- Requirement
Copy out lines with the word "code" from the material that follows.

- Listing
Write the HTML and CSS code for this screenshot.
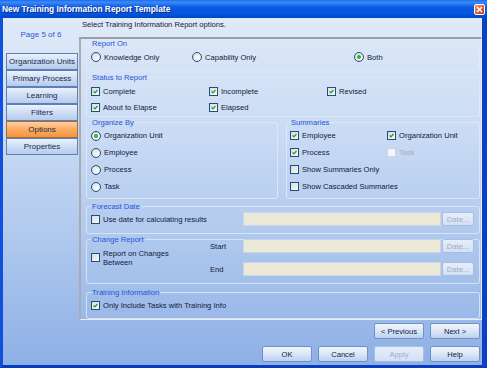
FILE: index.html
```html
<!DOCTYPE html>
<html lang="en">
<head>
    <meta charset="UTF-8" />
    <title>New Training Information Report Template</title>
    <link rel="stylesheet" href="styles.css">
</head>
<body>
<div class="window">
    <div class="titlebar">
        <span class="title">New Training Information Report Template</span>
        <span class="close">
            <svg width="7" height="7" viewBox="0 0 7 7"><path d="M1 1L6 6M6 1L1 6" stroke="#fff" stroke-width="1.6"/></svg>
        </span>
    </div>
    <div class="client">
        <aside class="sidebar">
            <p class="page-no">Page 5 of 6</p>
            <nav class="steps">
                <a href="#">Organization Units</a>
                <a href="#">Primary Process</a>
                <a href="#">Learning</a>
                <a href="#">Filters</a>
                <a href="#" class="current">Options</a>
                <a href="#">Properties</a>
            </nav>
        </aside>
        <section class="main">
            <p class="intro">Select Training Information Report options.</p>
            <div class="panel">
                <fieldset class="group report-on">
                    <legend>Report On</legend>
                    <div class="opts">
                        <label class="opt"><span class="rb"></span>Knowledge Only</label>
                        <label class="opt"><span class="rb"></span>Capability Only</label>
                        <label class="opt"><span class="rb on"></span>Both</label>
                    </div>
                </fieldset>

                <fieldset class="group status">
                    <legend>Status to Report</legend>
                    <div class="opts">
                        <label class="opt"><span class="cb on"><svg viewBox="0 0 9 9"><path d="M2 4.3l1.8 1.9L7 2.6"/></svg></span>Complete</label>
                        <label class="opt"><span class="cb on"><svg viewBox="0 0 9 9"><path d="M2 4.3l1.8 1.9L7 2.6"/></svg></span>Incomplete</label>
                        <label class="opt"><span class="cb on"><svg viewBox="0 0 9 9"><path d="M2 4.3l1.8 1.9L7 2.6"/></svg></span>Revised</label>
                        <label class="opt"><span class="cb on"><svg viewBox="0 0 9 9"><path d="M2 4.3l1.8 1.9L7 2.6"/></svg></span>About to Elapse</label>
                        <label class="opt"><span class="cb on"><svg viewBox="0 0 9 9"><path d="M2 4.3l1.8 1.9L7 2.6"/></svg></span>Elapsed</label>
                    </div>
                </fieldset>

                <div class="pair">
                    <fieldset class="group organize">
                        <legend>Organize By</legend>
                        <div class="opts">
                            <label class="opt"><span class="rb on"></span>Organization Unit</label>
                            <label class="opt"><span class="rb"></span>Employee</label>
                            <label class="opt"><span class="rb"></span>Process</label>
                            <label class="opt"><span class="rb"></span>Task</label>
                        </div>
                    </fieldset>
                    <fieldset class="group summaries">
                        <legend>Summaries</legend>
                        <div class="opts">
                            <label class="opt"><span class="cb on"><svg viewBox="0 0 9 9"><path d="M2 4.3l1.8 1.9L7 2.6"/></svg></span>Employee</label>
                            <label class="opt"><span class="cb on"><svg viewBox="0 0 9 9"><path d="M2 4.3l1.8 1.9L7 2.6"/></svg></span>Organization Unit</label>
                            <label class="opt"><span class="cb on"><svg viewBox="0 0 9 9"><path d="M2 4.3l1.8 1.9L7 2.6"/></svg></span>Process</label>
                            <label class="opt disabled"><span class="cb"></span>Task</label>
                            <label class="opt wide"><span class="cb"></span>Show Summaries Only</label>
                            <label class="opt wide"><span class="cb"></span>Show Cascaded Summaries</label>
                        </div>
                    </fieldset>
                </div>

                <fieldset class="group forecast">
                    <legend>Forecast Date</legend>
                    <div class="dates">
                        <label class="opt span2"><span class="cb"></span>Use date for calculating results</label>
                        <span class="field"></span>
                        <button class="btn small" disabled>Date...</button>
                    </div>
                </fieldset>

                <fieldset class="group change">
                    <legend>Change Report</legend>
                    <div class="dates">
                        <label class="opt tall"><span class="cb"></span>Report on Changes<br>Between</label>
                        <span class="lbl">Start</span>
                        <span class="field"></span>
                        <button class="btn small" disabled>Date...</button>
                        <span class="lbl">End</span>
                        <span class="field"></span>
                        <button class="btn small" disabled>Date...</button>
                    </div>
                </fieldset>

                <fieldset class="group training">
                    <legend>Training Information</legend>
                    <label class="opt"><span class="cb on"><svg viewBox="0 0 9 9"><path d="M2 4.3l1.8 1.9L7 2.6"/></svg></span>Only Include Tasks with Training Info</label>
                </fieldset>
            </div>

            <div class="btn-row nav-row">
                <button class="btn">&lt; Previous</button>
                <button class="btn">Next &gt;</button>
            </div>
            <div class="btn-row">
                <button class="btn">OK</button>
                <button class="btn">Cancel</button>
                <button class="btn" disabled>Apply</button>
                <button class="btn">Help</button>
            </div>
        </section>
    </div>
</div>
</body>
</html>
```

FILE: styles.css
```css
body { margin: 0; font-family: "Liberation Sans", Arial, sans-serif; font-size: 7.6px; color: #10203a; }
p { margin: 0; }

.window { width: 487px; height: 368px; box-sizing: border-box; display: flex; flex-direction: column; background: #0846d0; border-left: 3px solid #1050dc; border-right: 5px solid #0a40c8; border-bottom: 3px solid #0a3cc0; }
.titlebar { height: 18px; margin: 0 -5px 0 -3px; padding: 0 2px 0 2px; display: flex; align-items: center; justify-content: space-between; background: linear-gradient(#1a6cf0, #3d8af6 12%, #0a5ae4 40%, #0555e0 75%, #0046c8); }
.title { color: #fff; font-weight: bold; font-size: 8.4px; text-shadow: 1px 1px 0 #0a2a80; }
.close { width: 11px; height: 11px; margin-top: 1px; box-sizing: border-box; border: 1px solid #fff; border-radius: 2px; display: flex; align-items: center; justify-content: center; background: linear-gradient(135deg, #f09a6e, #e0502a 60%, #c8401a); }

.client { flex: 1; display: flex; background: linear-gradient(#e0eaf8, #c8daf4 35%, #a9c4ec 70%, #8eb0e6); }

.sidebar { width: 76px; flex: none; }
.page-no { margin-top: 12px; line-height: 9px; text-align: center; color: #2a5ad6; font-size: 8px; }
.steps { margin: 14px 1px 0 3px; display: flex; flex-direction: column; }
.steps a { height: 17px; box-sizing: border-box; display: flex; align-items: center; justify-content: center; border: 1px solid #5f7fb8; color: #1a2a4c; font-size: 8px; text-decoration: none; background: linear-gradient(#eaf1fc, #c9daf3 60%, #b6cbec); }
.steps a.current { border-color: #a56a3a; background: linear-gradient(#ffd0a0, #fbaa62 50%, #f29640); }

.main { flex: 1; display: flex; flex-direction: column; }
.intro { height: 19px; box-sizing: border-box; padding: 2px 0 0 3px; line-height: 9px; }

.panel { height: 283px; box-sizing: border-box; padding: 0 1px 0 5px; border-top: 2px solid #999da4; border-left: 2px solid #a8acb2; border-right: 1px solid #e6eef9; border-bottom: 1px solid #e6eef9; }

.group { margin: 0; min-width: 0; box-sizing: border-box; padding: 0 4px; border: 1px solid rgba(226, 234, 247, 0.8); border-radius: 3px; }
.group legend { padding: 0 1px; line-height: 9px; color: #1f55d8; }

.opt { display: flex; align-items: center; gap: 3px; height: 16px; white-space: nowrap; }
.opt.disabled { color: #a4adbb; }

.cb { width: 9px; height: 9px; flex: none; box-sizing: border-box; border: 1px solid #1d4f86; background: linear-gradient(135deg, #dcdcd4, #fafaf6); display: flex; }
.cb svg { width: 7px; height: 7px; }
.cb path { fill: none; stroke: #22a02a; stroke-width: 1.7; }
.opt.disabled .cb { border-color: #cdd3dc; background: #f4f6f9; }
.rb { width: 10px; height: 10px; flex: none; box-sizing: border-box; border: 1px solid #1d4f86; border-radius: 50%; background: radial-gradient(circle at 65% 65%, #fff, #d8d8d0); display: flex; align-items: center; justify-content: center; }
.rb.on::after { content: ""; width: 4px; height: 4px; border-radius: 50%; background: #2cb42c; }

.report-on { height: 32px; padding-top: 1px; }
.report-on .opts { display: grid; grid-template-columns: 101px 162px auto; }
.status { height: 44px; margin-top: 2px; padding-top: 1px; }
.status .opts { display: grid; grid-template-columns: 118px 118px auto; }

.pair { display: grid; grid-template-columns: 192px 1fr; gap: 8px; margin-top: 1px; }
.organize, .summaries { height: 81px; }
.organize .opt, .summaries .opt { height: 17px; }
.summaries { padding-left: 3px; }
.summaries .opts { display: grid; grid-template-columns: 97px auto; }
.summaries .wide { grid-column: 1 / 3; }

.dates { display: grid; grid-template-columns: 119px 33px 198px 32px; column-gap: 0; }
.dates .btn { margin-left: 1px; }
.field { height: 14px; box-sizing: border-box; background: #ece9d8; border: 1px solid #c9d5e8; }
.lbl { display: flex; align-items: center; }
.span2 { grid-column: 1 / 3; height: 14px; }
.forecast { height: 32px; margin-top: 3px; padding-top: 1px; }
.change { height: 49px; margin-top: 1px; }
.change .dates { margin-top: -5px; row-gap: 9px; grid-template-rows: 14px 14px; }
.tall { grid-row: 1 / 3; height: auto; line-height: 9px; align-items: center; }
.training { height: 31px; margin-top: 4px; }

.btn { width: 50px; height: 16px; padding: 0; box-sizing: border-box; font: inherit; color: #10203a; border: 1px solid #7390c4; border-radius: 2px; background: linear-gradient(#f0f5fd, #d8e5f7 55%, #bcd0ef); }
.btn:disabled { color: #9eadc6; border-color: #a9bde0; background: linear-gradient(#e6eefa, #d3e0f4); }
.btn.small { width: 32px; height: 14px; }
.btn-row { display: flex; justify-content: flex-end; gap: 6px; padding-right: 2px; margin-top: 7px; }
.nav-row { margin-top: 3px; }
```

...

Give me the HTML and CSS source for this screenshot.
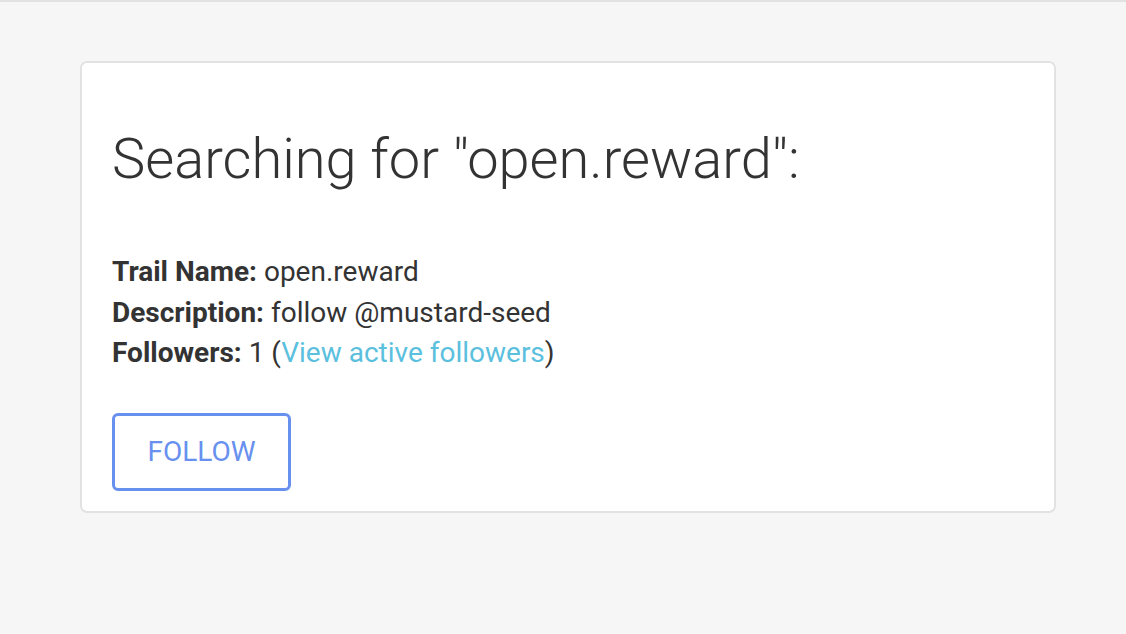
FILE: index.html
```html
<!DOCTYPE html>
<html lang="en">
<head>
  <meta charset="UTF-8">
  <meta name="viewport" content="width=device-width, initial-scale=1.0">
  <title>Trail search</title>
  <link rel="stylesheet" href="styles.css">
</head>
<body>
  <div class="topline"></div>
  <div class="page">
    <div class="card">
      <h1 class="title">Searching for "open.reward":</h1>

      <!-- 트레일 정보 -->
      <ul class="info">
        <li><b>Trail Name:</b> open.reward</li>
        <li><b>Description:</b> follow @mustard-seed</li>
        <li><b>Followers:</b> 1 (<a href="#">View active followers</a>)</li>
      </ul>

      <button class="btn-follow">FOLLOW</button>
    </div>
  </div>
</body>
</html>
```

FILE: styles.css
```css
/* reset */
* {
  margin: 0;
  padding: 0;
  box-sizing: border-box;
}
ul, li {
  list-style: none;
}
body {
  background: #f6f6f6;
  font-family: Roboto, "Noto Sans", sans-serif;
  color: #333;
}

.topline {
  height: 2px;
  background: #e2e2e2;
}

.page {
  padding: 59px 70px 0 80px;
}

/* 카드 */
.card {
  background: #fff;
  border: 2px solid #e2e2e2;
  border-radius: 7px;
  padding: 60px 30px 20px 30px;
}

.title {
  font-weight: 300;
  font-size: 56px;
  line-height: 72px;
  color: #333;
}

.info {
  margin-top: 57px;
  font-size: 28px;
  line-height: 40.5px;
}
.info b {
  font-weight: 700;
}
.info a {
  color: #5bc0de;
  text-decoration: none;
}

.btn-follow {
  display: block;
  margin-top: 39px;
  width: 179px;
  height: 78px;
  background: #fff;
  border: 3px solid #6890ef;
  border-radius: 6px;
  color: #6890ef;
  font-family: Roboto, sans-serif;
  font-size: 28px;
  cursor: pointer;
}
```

* * *

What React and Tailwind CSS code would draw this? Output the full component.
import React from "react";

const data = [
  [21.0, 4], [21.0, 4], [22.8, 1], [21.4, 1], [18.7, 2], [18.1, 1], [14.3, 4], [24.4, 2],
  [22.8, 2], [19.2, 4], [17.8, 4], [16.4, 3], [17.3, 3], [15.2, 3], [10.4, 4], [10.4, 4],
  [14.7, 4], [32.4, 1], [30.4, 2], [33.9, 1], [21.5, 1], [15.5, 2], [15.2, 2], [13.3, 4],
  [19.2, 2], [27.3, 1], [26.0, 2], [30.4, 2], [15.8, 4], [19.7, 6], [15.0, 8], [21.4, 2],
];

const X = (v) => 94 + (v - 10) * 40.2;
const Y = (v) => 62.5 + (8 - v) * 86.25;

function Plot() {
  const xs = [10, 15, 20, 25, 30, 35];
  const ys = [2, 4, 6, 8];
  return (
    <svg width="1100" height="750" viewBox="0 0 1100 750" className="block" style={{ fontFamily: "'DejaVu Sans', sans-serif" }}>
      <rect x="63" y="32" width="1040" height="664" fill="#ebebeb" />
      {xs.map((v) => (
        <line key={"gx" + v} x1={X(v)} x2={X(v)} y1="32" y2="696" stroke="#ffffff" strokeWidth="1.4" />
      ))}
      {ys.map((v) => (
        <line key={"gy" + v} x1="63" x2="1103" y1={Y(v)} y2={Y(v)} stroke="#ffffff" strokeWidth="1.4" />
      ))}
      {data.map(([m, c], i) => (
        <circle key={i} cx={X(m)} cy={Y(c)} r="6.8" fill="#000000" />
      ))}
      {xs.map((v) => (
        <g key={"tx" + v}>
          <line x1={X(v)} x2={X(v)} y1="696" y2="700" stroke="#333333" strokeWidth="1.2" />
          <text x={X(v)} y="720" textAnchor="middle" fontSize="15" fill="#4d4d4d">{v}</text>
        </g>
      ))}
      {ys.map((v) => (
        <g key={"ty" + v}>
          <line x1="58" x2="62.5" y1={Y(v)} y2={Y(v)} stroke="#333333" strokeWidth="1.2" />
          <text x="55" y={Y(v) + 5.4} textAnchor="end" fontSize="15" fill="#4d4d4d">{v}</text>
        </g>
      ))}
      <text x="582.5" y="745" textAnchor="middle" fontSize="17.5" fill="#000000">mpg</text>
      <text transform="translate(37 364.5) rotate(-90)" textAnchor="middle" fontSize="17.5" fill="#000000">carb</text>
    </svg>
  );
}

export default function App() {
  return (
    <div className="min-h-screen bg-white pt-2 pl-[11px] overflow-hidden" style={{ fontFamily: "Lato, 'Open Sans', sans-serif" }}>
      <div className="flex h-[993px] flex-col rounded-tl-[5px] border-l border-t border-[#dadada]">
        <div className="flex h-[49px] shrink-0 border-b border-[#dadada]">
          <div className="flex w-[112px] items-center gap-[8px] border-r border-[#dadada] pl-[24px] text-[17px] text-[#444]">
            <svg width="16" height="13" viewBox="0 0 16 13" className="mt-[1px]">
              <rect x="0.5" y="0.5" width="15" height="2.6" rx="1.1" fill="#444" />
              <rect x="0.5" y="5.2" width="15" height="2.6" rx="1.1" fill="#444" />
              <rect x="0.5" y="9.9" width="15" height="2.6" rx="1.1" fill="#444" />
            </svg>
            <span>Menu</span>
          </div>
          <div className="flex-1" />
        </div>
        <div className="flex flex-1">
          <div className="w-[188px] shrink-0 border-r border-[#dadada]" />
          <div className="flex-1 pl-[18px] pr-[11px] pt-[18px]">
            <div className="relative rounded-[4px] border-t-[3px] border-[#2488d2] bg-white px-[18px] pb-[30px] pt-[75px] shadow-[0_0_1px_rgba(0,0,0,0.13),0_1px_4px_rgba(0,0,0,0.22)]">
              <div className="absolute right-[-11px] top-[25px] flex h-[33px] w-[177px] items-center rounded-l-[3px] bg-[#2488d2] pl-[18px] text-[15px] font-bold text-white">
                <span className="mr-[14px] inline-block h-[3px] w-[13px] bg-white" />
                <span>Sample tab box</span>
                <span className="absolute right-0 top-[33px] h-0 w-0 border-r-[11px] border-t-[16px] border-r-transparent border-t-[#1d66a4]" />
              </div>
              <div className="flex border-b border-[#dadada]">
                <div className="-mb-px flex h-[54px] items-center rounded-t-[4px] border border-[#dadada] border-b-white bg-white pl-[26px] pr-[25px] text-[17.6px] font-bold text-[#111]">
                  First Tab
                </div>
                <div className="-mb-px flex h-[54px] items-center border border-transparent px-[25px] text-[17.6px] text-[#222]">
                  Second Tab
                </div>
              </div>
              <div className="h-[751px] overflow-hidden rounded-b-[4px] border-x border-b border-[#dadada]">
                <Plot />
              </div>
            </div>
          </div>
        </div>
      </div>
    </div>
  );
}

- Correct result
Write the HTML and CSS code for this screenshot.
What React and Tailwind CSS code would draw this? Output the full component.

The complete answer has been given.